++++ PROVIDED DATA ++++
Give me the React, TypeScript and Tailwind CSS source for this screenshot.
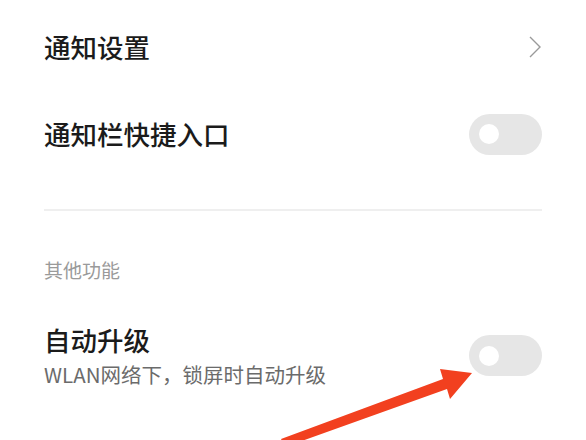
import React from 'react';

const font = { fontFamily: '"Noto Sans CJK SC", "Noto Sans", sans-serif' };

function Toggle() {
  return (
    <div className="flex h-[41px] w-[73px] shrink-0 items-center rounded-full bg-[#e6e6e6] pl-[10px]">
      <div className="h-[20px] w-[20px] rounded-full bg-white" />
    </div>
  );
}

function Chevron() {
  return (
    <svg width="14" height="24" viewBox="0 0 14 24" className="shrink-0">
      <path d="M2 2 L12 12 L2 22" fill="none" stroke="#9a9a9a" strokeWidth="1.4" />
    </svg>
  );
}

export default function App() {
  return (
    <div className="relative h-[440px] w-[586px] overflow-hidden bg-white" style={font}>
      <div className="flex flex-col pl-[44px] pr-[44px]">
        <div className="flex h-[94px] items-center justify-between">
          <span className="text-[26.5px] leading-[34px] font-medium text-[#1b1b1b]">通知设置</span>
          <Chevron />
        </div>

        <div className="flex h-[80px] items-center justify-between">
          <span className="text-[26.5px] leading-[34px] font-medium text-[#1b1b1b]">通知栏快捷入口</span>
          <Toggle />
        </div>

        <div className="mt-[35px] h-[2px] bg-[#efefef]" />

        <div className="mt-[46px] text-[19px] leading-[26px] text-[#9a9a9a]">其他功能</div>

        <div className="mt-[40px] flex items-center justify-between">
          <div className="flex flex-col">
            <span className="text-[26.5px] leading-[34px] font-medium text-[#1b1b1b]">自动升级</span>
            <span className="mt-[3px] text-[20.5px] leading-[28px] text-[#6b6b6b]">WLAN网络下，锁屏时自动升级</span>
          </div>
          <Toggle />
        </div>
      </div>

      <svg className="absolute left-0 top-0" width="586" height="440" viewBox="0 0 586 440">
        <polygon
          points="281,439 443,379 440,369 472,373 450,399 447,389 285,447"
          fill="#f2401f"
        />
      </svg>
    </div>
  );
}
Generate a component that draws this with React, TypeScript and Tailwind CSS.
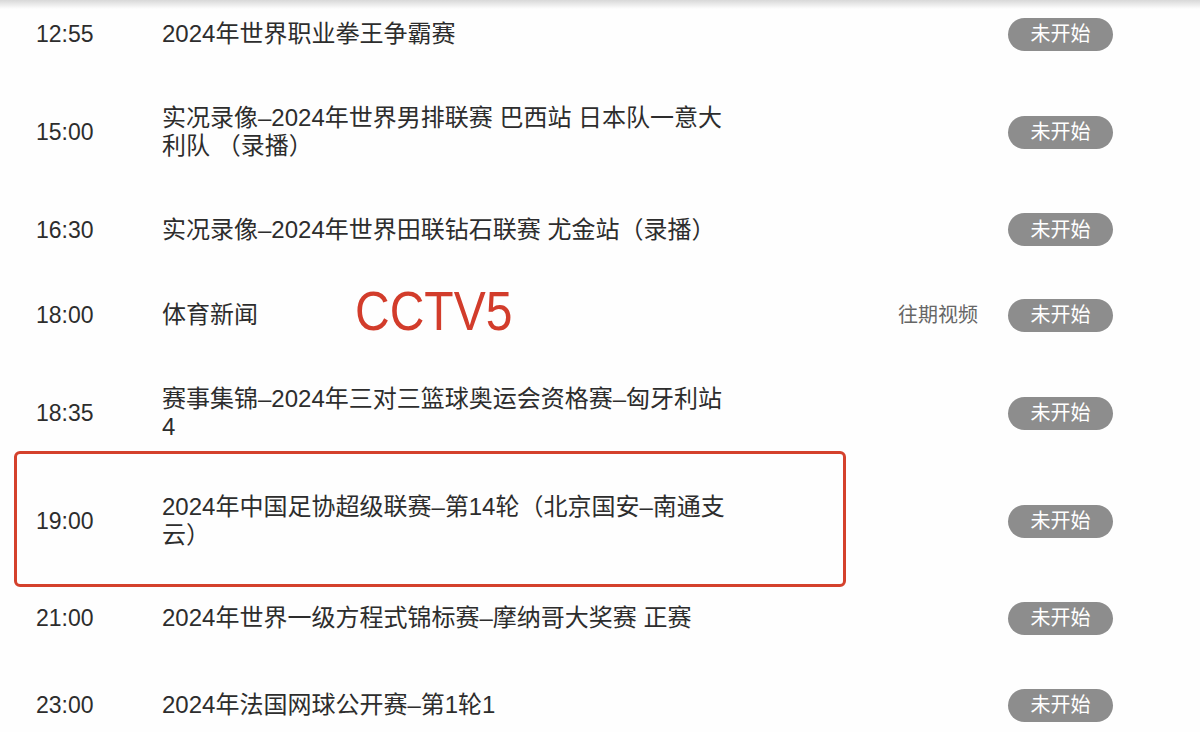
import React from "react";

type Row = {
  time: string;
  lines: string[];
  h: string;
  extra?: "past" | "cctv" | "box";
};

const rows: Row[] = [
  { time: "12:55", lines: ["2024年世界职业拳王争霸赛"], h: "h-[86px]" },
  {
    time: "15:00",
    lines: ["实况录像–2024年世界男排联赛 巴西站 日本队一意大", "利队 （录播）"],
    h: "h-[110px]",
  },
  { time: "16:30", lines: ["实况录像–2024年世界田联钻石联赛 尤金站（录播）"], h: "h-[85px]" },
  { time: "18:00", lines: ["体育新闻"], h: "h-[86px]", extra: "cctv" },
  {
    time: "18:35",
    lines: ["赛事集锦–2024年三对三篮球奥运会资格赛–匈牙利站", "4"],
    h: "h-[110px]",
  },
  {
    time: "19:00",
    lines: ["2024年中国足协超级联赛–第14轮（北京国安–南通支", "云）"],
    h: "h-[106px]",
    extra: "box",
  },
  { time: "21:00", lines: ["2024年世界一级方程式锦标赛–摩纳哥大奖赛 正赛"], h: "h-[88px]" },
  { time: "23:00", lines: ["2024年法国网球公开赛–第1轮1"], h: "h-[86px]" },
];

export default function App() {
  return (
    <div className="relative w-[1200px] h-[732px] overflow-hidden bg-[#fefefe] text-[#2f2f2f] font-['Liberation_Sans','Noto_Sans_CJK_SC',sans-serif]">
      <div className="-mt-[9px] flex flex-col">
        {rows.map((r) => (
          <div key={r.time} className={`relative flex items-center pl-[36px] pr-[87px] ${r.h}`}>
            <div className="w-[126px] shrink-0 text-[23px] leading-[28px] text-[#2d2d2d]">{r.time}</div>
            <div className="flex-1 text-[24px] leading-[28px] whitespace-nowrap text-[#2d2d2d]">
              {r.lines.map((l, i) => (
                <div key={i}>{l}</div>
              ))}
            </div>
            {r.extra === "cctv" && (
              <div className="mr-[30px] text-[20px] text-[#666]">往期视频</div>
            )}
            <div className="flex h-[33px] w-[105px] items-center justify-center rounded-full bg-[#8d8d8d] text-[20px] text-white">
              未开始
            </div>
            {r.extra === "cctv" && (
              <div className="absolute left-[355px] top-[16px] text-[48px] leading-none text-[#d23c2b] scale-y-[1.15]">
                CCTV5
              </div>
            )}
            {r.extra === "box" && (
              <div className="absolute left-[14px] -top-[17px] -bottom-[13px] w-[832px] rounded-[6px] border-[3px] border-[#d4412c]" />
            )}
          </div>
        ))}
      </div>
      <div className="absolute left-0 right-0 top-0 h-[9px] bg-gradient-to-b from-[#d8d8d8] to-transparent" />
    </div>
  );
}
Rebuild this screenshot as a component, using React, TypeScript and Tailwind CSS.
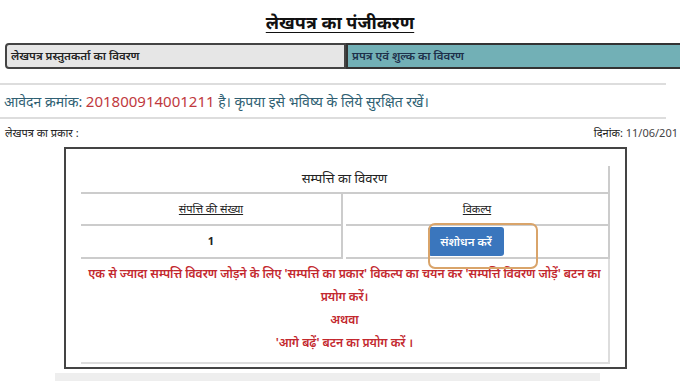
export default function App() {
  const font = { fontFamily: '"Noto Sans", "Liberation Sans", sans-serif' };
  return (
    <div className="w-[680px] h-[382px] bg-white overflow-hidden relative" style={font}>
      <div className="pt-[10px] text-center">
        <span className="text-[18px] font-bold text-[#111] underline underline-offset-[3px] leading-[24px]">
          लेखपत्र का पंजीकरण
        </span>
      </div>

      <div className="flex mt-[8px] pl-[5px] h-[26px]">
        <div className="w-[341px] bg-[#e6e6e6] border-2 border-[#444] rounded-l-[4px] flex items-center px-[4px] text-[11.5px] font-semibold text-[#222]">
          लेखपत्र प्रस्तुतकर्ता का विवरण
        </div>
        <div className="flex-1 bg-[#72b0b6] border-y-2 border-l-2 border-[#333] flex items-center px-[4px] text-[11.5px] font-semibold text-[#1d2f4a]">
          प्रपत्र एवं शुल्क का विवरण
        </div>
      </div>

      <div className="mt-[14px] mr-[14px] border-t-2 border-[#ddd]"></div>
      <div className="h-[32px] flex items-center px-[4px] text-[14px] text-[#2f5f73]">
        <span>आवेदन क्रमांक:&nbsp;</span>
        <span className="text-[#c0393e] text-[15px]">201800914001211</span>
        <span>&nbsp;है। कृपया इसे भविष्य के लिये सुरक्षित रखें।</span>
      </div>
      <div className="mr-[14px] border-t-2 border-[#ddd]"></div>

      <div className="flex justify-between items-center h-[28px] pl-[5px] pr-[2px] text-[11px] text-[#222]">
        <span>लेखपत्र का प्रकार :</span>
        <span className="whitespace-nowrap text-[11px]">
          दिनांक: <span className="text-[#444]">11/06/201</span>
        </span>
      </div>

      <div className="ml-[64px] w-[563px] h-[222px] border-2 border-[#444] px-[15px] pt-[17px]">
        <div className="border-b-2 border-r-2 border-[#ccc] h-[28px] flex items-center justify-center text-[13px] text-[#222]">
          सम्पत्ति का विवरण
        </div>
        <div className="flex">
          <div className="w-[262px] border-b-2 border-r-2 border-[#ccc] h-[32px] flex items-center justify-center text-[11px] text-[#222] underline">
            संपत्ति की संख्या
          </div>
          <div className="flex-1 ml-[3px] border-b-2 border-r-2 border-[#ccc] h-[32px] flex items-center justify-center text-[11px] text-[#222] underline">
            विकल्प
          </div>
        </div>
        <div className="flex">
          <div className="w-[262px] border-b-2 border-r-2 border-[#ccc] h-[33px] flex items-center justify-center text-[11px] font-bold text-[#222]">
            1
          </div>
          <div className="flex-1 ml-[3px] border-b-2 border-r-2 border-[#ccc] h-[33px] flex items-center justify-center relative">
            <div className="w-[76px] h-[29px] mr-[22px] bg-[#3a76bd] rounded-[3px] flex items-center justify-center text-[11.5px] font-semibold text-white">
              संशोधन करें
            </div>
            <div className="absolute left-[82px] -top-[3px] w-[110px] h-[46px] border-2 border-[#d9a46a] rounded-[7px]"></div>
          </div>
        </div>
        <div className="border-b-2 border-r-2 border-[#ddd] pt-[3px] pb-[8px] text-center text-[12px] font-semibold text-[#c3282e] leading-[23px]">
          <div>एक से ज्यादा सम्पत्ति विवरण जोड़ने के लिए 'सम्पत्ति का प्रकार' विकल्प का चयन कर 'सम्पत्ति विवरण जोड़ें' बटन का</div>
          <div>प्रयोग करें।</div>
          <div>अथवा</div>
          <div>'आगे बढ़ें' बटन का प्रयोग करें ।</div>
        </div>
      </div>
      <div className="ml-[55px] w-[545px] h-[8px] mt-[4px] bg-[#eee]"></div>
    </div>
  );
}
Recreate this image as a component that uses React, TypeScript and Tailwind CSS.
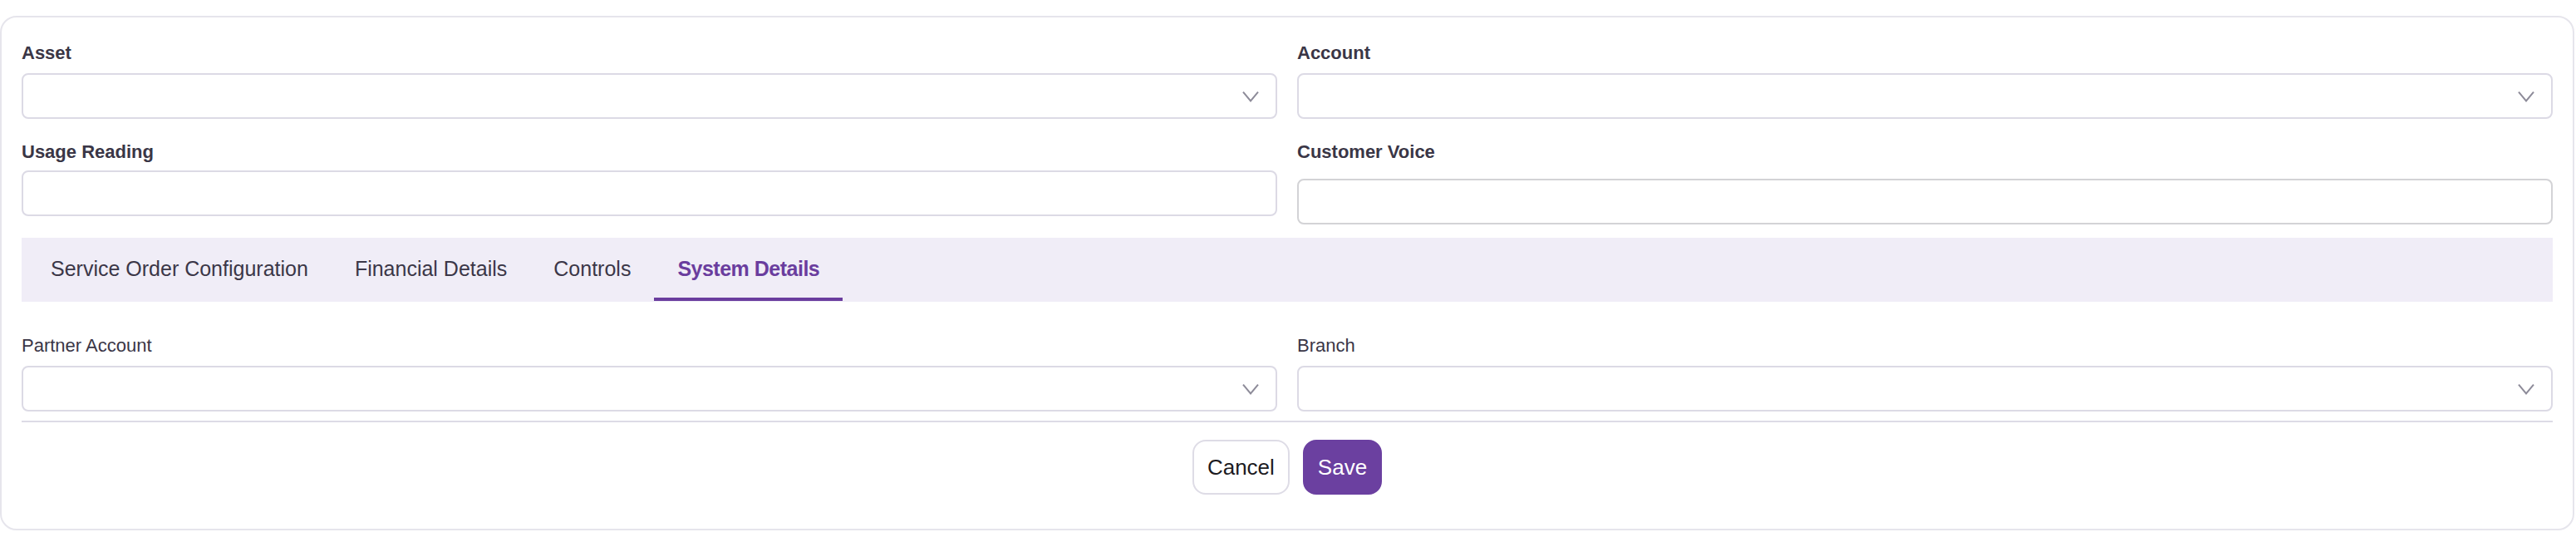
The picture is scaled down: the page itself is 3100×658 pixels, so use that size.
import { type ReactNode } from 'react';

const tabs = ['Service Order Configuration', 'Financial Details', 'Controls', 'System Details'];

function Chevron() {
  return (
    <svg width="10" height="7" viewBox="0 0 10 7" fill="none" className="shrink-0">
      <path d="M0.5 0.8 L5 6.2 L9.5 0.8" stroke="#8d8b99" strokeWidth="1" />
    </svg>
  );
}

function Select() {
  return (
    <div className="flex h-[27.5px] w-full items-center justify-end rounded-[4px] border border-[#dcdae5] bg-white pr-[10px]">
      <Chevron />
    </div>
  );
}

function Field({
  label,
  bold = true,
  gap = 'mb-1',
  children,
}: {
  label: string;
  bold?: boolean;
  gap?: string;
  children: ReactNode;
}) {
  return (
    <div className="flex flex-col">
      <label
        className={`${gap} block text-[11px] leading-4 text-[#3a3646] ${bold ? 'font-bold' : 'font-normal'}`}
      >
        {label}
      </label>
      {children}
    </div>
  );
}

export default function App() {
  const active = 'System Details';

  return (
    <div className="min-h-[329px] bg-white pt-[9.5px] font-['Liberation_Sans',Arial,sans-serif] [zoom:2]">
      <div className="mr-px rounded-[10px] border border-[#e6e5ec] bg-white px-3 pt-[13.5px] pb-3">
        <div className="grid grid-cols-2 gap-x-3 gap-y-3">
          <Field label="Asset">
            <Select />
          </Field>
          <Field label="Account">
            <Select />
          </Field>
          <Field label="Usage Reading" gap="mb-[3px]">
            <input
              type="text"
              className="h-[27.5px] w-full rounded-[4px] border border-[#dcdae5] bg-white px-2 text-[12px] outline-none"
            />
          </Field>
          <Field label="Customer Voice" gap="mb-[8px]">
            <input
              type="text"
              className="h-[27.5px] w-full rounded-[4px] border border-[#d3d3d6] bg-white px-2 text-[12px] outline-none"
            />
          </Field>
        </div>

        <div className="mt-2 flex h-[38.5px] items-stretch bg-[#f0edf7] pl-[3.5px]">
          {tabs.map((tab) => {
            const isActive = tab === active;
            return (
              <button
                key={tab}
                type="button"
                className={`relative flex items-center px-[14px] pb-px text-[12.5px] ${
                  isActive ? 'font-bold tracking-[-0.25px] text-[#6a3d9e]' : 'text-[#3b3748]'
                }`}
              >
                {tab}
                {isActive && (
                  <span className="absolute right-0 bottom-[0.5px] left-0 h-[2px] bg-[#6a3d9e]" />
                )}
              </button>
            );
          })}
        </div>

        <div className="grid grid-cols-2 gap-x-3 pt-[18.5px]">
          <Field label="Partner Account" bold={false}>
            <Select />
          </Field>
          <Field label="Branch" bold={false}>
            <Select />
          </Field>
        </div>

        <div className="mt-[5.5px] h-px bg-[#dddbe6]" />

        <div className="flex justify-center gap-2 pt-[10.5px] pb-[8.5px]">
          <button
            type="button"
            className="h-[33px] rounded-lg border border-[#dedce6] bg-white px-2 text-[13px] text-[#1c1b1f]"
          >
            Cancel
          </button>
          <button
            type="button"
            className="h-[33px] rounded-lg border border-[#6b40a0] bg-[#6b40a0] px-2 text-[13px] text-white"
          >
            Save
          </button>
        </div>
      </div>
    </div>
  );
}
++++
Show every line above in which the word "component" occurs.

• **RESPONSE FOR THIS EXERCISE**
Generate a component that draws this with React, TypeScript and Tailwind CSS.
Rebuild this screenshot as a component, using React, TypeScript and Tailwind CSS.
Recreate this image as a component that uses React, TypeScript and Tailwind CSS.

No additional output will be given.